Only clippers I've handled that were very different were groomers style and the motor was attached to the wall, only the head, the cutting unit was in your hand. They were light, fast, minimal vibration to handle...but they have a cord attached and not my unit but understand they are pricey.
Expect to spend near $300 or more today for a machine and then around $30 for each set of extra blades needed...
So, for me...
I have no intent to replace machines that work, do their task easily and reliably with new products so Oster brand is what I have and use.
My clippers are all corded...with extra length cords they came so I rarely have a issue of not enough cord to reach...or more often I turn the horse to get best lighting on their body, no shadows for a better finished look done so don't run out of cord either.
Do use the appropriate machine for the job...
If you're going to be doing body clips often enough then invest in the large machine...
Less strokes done, less passes each cut, motors that have cooling fans built in not just run at higher speeds make a difference to the animal in comfort of machine touching their body and you needing to hold that machine in your isn't just the horse that feels heat when over-taxing a machine and what they truly were designed for..

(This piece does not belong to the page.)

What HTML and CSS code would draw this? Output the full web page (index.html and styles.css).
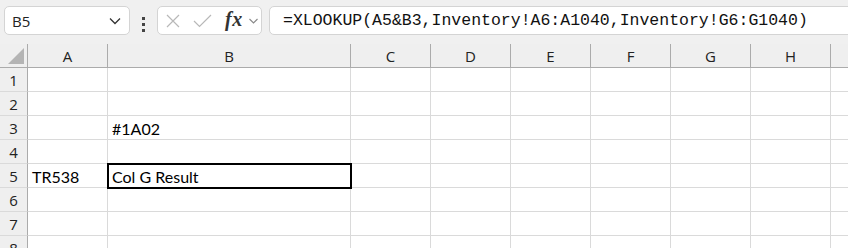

The biggest one though is you as the machine handler need to know what you are doing and that your animal is going to be cooperative.
Once started is not the time to find your horse has low-tolerance for this job or will not tolerate this thing running across their body...know your animal and prepare that part of the job very well...bath, sedation if needed by the vet...and proper equipment and enough of it...and the biggest one is time, the time to not rush or be stressed by what you look at...take your time!
Do your homework about machines...
Go out and find the machines you're interested in and handle them, not for a minute but hold them for 1/2 hour at chest height arm extended cause that is where you will be at when clipping and it makes a difference, truly it does.
Enjoy your search for what you need/want...this is not a cheap investment and can last a lifetime if cared for properly used, not abused or over-worked.